Is it Subspace macguffin? In which case, I imagine enough for a photon should suffice, but I don't really know how subspace is supposed to work. Same would go for matter transport.
 
1)
a) and b) - larger than 1 wavelength of the EM radiation being used (assuming EM).
c) and d) as is - larger than the dimension of the object; compressed data stream - same as a) and b)

2) above and beyond the energy needed to maintain the wormhole which would be enormous
a) and b) a few Watts.
c) and d) as is - nearly none; compressed data stream - a few Watts.

Bullshit factor = exponential.
 
In Trek universe, I would surmise that a micro wormhole is enough to send virtually any sort of signal through (provided it's stable enough to carry the signal), whether it's of audio, visual or transportation nature.
If 'Eye of the needle' was any indication, then a size of the anomaly might play a sporadic role for signals, but also not necessarily so.
Starships were able to send transporter signals through miniscule cracks in forcefields and other types of barriers for instance - it was implied, that if there's an opening, regardless of how small, a signal could go through.
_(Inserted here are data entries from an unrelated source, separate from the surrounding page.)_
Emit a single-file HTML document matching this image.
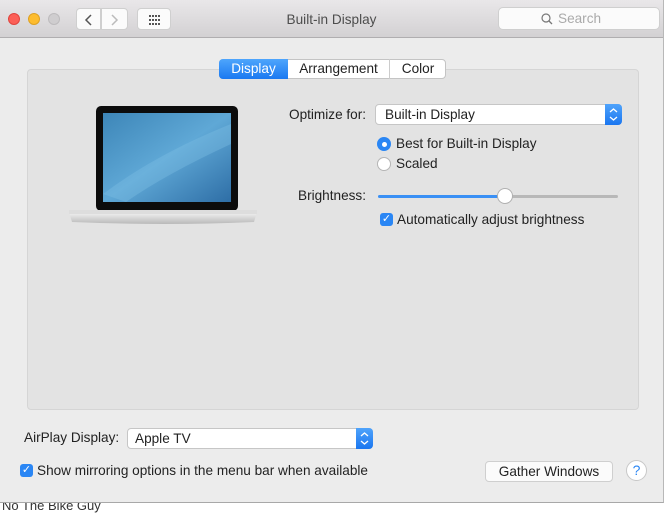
<!DOCTYPE html><html><head><style>
body{margin:0;width:666px;height:504px;background:#fff;overflow:hidden;font-family:"Liberation Sans",sans-serif;font-size:13.6px;color:#222;position:relative}
.win{position:absolute;left:0;top:0;width:663px;height:502px;background:#ececec;border-right:1px solid #b8b8b8;border-bottom:1px solid #a8a8a8;overflow:hidden;z-index:2}
.tb{position:absolute;left:0;top:0;width:663px;height:37px;background:linear-gradient(#e9e7e9,#d3d1d3);border-bottom:1px solid #b0aeb0}
.dot{position:absolute;top:13px;width:12px;height:12px;border-radius:50%}
.btn{position:absolute;background:#fbfbfb;border:1px solid #cfcfcf;border-radius:4px;box-sizing:border-box}
.a{position:absolute;white-space:nowrap}
.box{position:absolute;left:27px;top:69px;width:612px;height:341px;background:#e3e3e3;border:1px solid #d5d5d5;border-radius:4px;box-sizing:border-box}
.pop{position:absolute;background:#fff;border:1px solid #c6c6c6;border-radius:4px;box-sizing:border-box}
.arr{position:absolute;right:-1px;top:-1px;bottom:-1px;width:17px;background:linear-gradient(#4fa3fb,#1a76f0);border-radius:0 4px 4px 0}
.cb{position:absolute;width:13px;height:13px;background:#2a86f4;border-radius:3px;color:#fff;font-size:11px;line-height:13px;text-align:center}
</style></head><body>
<div class="win">
<div class="tb">
<div class="dot" style="left:8px;background:#fc5f57;border:1px solid #e0443e;box-sizing:border-box"></div>
<div class="dot" style="left:28px;background:#fdbc2e;border:1px solid #dea123;box-sizing:border-box"></div>
<div class="dot" style="left:48px;background:#cfcdcf;border:1px solid #bdbbbd;box-sizing:border-box"></div>
<div class="btn" style="left:76px;top:8px;width:25px;height:22px;border-radius:4px 0 0 4px"><svg width="25" height="22"><path d="M14 6 L9 11 L14 16" stroke="#555" stroke-width="1.5" fill="none"/></svg></div>
<div class="btn" style="left:101px;top:8px;width:27px;height:22px;border-radius:0 4px 4px 0"><svg width="25" height="22"><path d="M10 6 L15 11 L10 16" stroke="#bbb" stroke-width="1.5" fill="none"/></svg></div>
<div class="btn" style="left:137px;top:8px;width:34px;height:22px"><svg width="34" height="22"><g fill="#555"><rect x="11" y="6" width="2" height="2"/><rect x="14" y="6" width="2" height="2"/><rect x="17" y="6" width="2" height="2"/><rect x="20" y="6" width="2" height="2"/><rect x="11" y="10" width="2" height="2"/><rect x="14" y="10" width="2" height="2"/><rect x="17" y="10" width="2" height="2"/><rect x="20" y="10" width="2" height="2"/><rect x="11" y="14" width="2" height="2"/><rect x="14" y="14" width="2" height="2"/><rect x="17" y="14" width="2" height="2"/><rect x="20" y="14" width="2" height="2"/></g></svg></div>
<div class="a" style="left:0;width:663px;text-align:center;top:12px;color:#4d4d4d">Built-in Display</div>
<div class="btn" style="left:498px;top:7px;width:162px;height:23px;border-radius:5px"><svg style="position:absolute;left:42px;top:5px" width="12" height="12"><circle cx="5" cy="5" r="4" stroke="#777" stroke-width="1.2" fill="none"/><path d="M8 8 L11 11" stroke="#777" stroke-width="1.3"/></svg><span class="a" style="left:59px;top:3px;color:#aaa">Search</span></div>
</div>
<div class="box"></div>
<div style="position:absolute;left:219px;top:59px;width:227px;height:20px;background:#fff;border:1px solid #c4c4c4;border-radius:4px;box-sizing:border-box"></div>
<div style="position:absolute;left:219px;top:59px;width:69px;height:20px;background:linear-gradient(#4ea5fc,#1a79f1);border-radius:4px 0 0 4px;color:#fff;text-align:center;line-height:20px">Display</div>
<div class="a" style="left:288px;top:59px;width:101px;height:20px;line-height:20px;text-align:center;border-right:1px solid #ccc">Arrangement</div>
<div class="a" style="left:390px;top:59px;width:56px;line-height:20px;text-align:center">Color</div>
<svg style="position:absolute;left:66px;top:104px" width="194" height="122">
<defs><linearGradient id="s" x1="0" y1="0" x2="1" y2="1"><stop offset="0" stop-color="#3d86b8"/><stop offset=".5" stop-color="#5fa8d6"/><stop offset="1" stop-color="#2e6ea6"/></linearGradient><linearGradient id="b" x1="0" y1="0" x2="0" y2="1"><stop offset="0" stop-color="#f4f4f4"/><stop offset="1" stop-color="#b9b9b9"/></linearGradient></defs>
<rect x="30" y="2" width="142" height="105" rx="5" fill="#0c0c0c"/>
<rect x="37" y="9" width="128" height="89" fill="url(#s)"/>
<path d="M37 90 Q90 50 165 20 L165 40 Q100 70 60 98Z" fill="#7dbfe3" opacity=".4"/>
<path d="M3 108 L191 108 L188 118 Q100 122 6 118Z" fill="url(#b)"/>
<rect x="3" y="106" width="188" height="4" fill="#ddd"/>
</svg>
<div class="a" style="left:289px;top:107px">Optimize for:</div>
<div class="pop" style="left:375px;top:104px;width:247px;height:21px"><span class="a" style="left:9px;top:2px">Built-in Display</span><div class="arr"><svg width="17" height="21"><path d="M5 8 L8.5 5 L12 8 M5 13 L8.5 16 L12 13" stroke="#fff" stroke-width="1.3" fill="none"/></svg></div></div>
<div style="position:absolute;left:377px;top:137px;width:14px;height:14px;border-radius:50%;background:#2a86f4"><div style="position:absolute;left:5px;top:5px;width:5px;height:5px;border-radius:50%;background:#fff"></div></div>
<div class="a" style="left:396px;top:136px">Best for Built-in Display</div>
<div style="position:absolute;left:377px;top:157px;width:14px;height:14px;border-radius:50%;background:#fff;border:1px solid #b5b5b5;box-sizing:border-box"></div>
<div class="a" style="left:396px;top:156px">Scaled</div>
<div class="a" style="left:298px;top:188px">Brightness:</div>
<div style="position:absolute;left:378px;top:195px;width:128px;height:3px;background:#3a90f5;border-radius:2px"></div>
<div style="position:absolute;left:506px;top:195px;width:112px;height:3px;background:#b8b8b8;border-radius:2px"></div>
<div style="position:absolute;left:497px;top:188px;width:16px;height:16px;border-radius:50%;background:#fff;border:1px solid #b0b0b0;box-sizing:border-box"></div>
<div class="cb" style="left:380px;top:213px">✓</div>
<div class="a" style="left:397px;top:212px">Automatically adjust brightness</div>
<div class="a" style="left:24px;top:430px">AirPlay Display:</div>
<div class="pop" style="left:127px;top:428px;width:246px;height:21px"><span class="a" style="left:7px;top:2px">Apple TV</span><div class="arr"><svg width="17" height="21"><path d="M5 8 L8.5 5 L12 8 M5 13 L8.5 16 L12 13" stroke="#fff" stroke-width="1.3" fill="none"/></svg></div></div>
<div class="cb" style="left:20px;top:464px">✓</div>
<div class="a" style="left:37px;top:463px">Show mirroring options in the menu bar when available</div>
<div class="btn" style="left:485px;top:461px;width:128px;height:21px;border-radius:4px;text-align:center;line-height:19px">Gather Windows</div>
<div style="position:absolute;left:626px;top:460px;width:21px;height:21px;border-radius:50%;background:#fff;border:1px solid #c8c8c8;box-sizing:border-box;color:#2a86f4;text-align:center;line-height:19px;font-size:14px">?</div>
</div>
<div class="a" style="left:2px;top:498px;font-size:13px;color:#333;z-index:1">No The Bike Guy</div>
</body></html>
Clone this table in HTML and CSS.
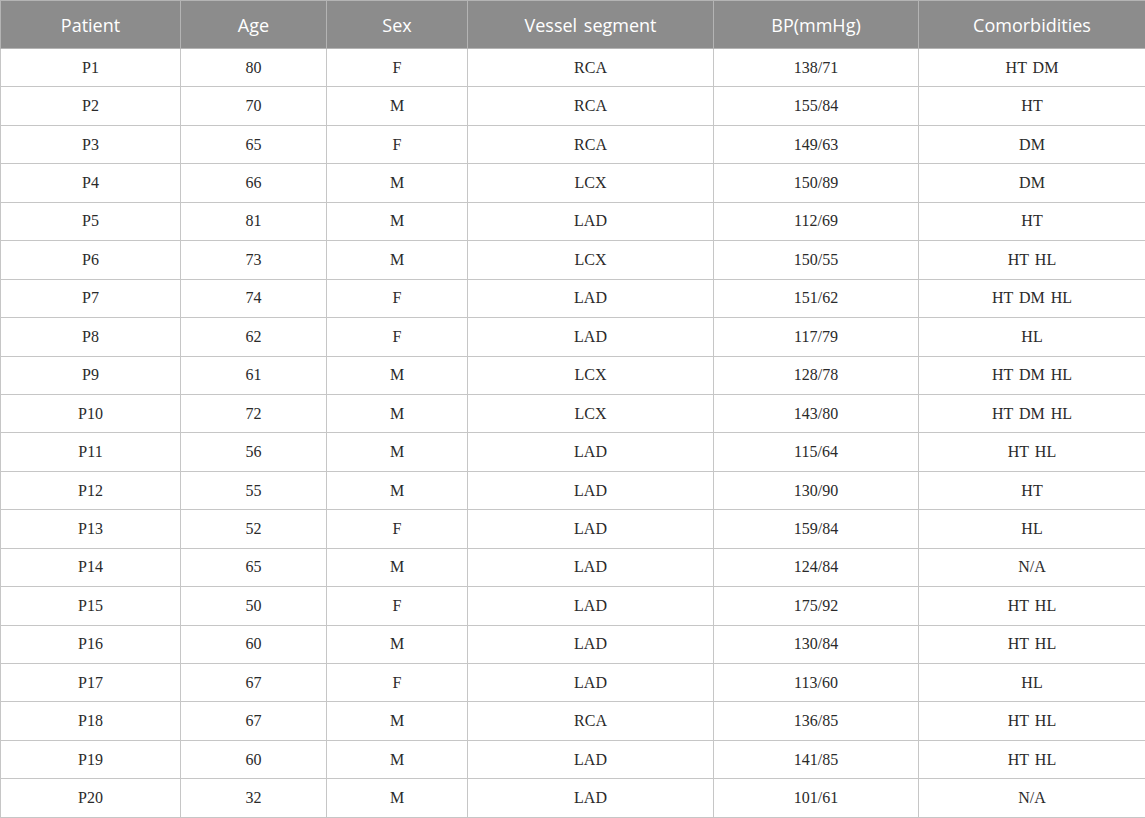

In case of the wormhole, size might not be important, but whether if it's stable enough to carry the transmission.

SF was able to create a micro wormhole to communicate with Voyager for a few minutes, so it would stand to reason it was probably of the same size if not much smaller than the one in Eye of the needle (minus the temporal displacement).
 
This isn't Trek. I'm trying to rework my original universe with some real science and long distance communication is an issue.
 
I read a book a decade ago with the premise of micro wormholes being used for this very thing. At first it revolutionized communication, and then when light was able to be transmitted, it completely eliminated privacy. Then things get weird and they find a way to transmit light from the past and view historical events.
 
Does a wormhole have to be three-dimensional? For communication, any sort of wave, two dimensions should do the job.
 
I'm submitting this through my 17 dimensional wormhole. Wormholes of 5 or less dimensions are only for backward crackpots who insist on using outdated technologies.